School exclusions make our system better overall. Let’s not pretend that artificially avoiding them is more inclusive in any meaningful way. And let’s not maintain that exclusions are the end of a child’s chances in education – there are too many examples of it leading to the successful re-inclusion of children, one way or another.


Dan Rosenberg

Partner and education and public law solicitor at Simpson Millar Exclusions will often take place because individuals aren’t getting the help they need, particularly if they have issues with speech and language or social communication.

They get frustrated, which will manifest as low-level messing around that gets dealt with via a disciplinary sanction, rather than a supportive intervention, and things deteriorate from there.

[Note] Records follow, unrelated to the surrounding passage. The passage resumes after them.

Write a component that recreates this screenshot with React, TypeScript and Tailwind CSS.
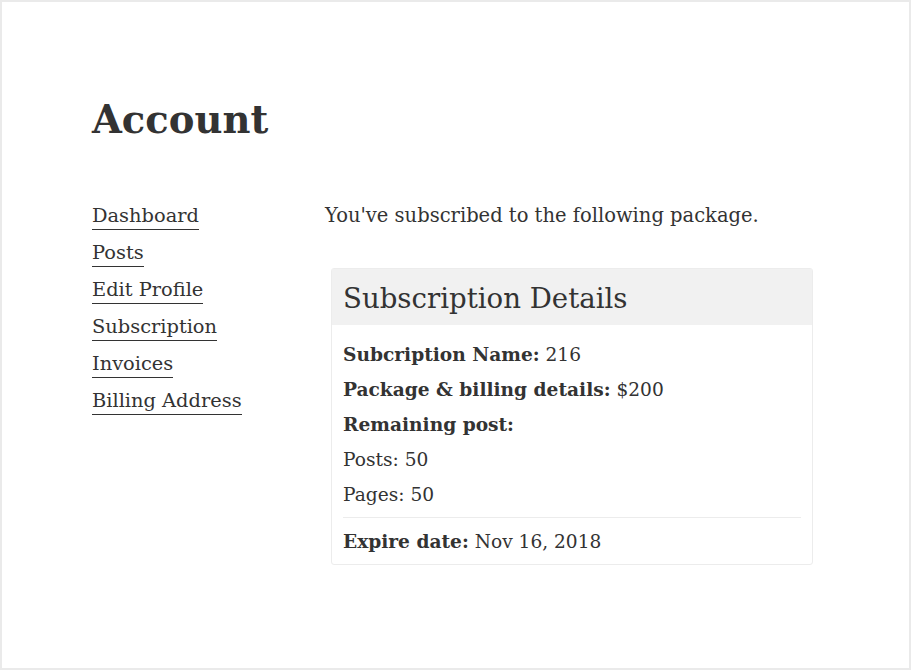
import React from "react";

const links = ["Dashboard", "Posts", "Edit Profile", "Subscription", "Invoices", "Billing Address"];

export default function App() {
  return (
    <div
      className="w-[911px] h-[670px] border-2 border-[#eaeaea] bg-white text-[#333333] overflow-hidden"
      style={{ fontFamily: '"DejaVu Serif", "Liberation Serif", serif' }}
    >
      <div className="pl-[90px] pt-[93px]">
        <h1 className="text-[38.5px] font-bold leading-[50px] m-0">Account</h1>
        <div className="flex mt-[59px]">
          <ul className="w-[233px] flex flex-col gap-[13px]">
            {links.map((l) => (
              <li key={l} className="leading-[24px] text-[19.4px]">
                <a className="border-b border-[#333333] pb-[2px]">{l}</a>
              </li>
            ))}
          </ul>
          <div className="flex flex-col">
            <p className="text-[19.5px] leading-[24px] m-0">You've subscribed to the following package.</p>
            <div className="ml-[6px] mt-[40px] w-[482px] border border-[#ececec] rounded-[3px]">
              <div className="bg-[#f1f1f1] h-[56px] flex items-center px-[11px]">
                <h2 className="text-[27.6px] leading-[34px] pt-[3px]">Subscription Details</h2>
              </div>
              <div className="px-[11px] pt-[12px] pb-[5px] text-[18.6px]">
                <div className="leading-[35px]"><b>Subcription Name:</b> 216</div>
                <div className="leading-[35px]"><b>Package &amp; billing details:</b> $200</div>
                <div className="leading-[35px]"><b>Remaining post:</b></div>
                <div className="leading-[35px]">Posts: 50</div>
                <div className="leading-[35px]">Pages: 50</div>
                <div className="border-t border-[#ececec] mt-[5px] pt-[6px] leading-[35px]"><b>Expire date:</b> Nov 16, 2018</div>
              </div>
            </div>
          </div>
        </div>
      </div>
    </div>
  );
}
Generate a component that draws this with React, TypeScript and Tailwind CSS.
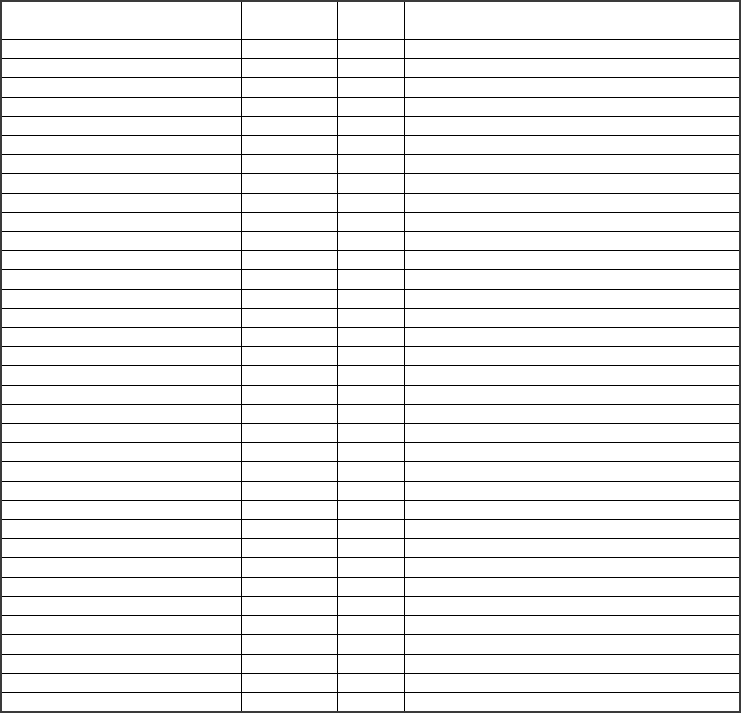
import React from "react";

const rows = Array.from({ length: 35 }, (_, i) => i);

export default function App() {
  return (
    <div className="w-[741px] h-[713px] bg-white" style={{ fontFamily: '"Liberation Sans", Arial, sans-serif' }}>
      <div className="w-full h-full border-2 border-[#3a3a3a] flex flex-col">
        <div className="h-[38px] shrink-0 grid grid-cols-[240px_96px_67px_1fr] border-b border-black">
          <div className="border-r border-black"></div>
          <div className="border-r border-black"></div>
          <div className="border-r border-black"></div>
          <div></div>
        </div>
        {rows.map((i) => (
          <div
            key={i}
            className={
              i < rows.length - 1
                ? "flex-1 grid grid-cols-[240px_96px_67px_1fr] border-b border-black"
                : "flex-1 grid grid-cols-[240px_96px_67px_1fr]"
            }
          >
            <div className="border-r border-black"></div>
            <div className="border-r border-black"></div>
            <div className="border-r border-black"></div>
            <div></div>
          </div>
        ))}
      </div>
    </div>
  );
}
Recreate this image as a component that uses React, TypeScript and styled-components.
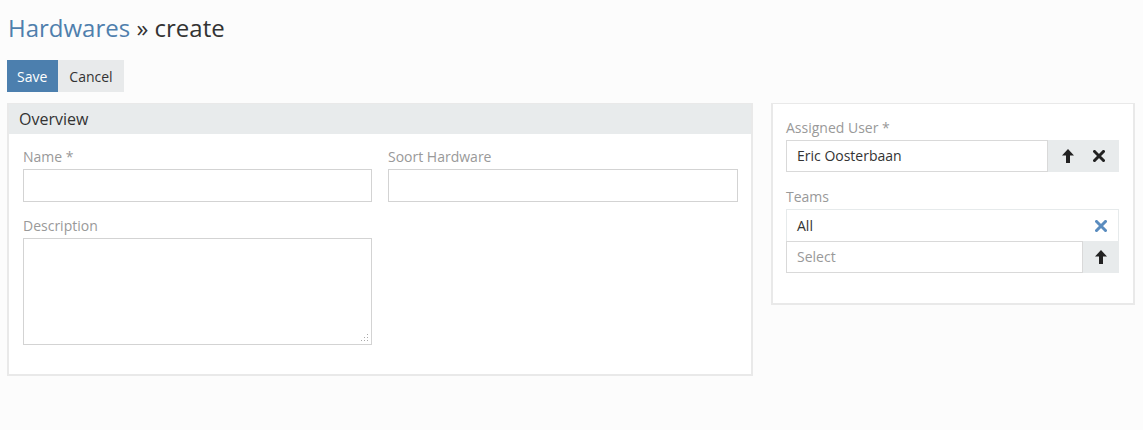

I’ve seen many kids enter secondary with a record of behavioural issues in primary. There’s no support to help deal with those issues, and by Y8 or Y9 they’re out and into the alternative system, from where they become prime targets for gang recruiters involved in County Lines drug-trafficking activities.

I’m based in London. While acknowledging that I can only speak to my own recent experiences, and that obviously every child is different, many parents have told me that they’re petrified of their child entering alternative provision, because they see it as a sure route to getting in with a bad peer group.

I’ve even heard some parents say that they’d rather go to prison themselves than have their excluded child attend PRU, because they perceive the risk as being so high.

Some forms of alternative provision are used to house all the kids who have been kicked out of all the schools all mixing together, which doesn’t make for a good environment.

Some individuals might only attend mornings, leaving them with time on their hands and proximity to a group who actively recruit from those attending PRUs and similar settings. Those problems combine to form a highway to exploitation, and I’ve seen people at all stages along it.

Addressing the behavioural needs of 4- to 6-year-olds requires fewer resources, and has a greater chance of success than doing the same 13- and 14-year-olds. Yet SEND provision at those early stages has been significantly under-resource over the last decade or so.

Finally, we have the issue that most secondary schools are now separate from their LA.

Previously, if a school ‘pushed’ a difficult child into another part of the system, they would still remain the original school’s responsibility. With academies, that’s no longer the case – they’re completely independent and accountable to a different body, often one with no link to the locality in which it’s based.

At present, we have a pipeline that’s effectively funnelling young people out of school and into a very precarious situation. Unless steps are actively taken to stem the flow, that pipeline will be with us for some time to come.


Festus Akins

Former board member at Milton Keynes College and serving link governor for the Offender Learning and Skills Service When a child is excluded from school, the consequences are severe. That said, schools must be able to use exclusions as a mechanism – one among many – for maintaining discipline.

I know that I wouldn’t want a child engaging in extreme violence or distributing extremist material at school my children attend. Schools need tools to be able to deal with such incidents.

However, research carried out in 2018 by Ofsted highlighted a number of cases where schools were removing a significant number of children between Y10 and Y11.

A year later, Ofsted identified a further 300 schools with high numbers of students being excluded, and even publicly named three of them. What happened in the minds of these Y10 students to prompt their exclusion that didn’t happen when they were in Y9 or Y8?

I think there’s a perverse incentive in place, which Ofsted and the government are evidently now trying to get to grips with.

Admittedly, it’s an incentive created by successive governments, and arguably Ofsted’s own guidelines, because when a school is primarily judged on its academic performance, it effectively becomes a race to see who can get the best grades over everything else.

Ofsted has since begun looking beyond academic performance and started to examine the factors behind the current level of exclusions more deeply, wanting explanations as to why a particular child has been excluded.

Now that they’ve started doing that, it’s become more apparent to me than ever that there is clearly something going on.

I come from a family of teachers, and have great sympathy for those in the teaching profession. However, there have to be some changes in what they do, how they function and the roles they perform because of how society is changing, as has been the case with GPs.

We can’t continue with a situation where some teachers and schools share the attitude I once heard in a debate panel, when a senior teaching professional said, ‘School is just about teaching children. I’m not here to manage behaviour; that’s not my job.’

If there are a number of teachers and heads out there who share that attitude, is it any surprise that we should see so many children excluded?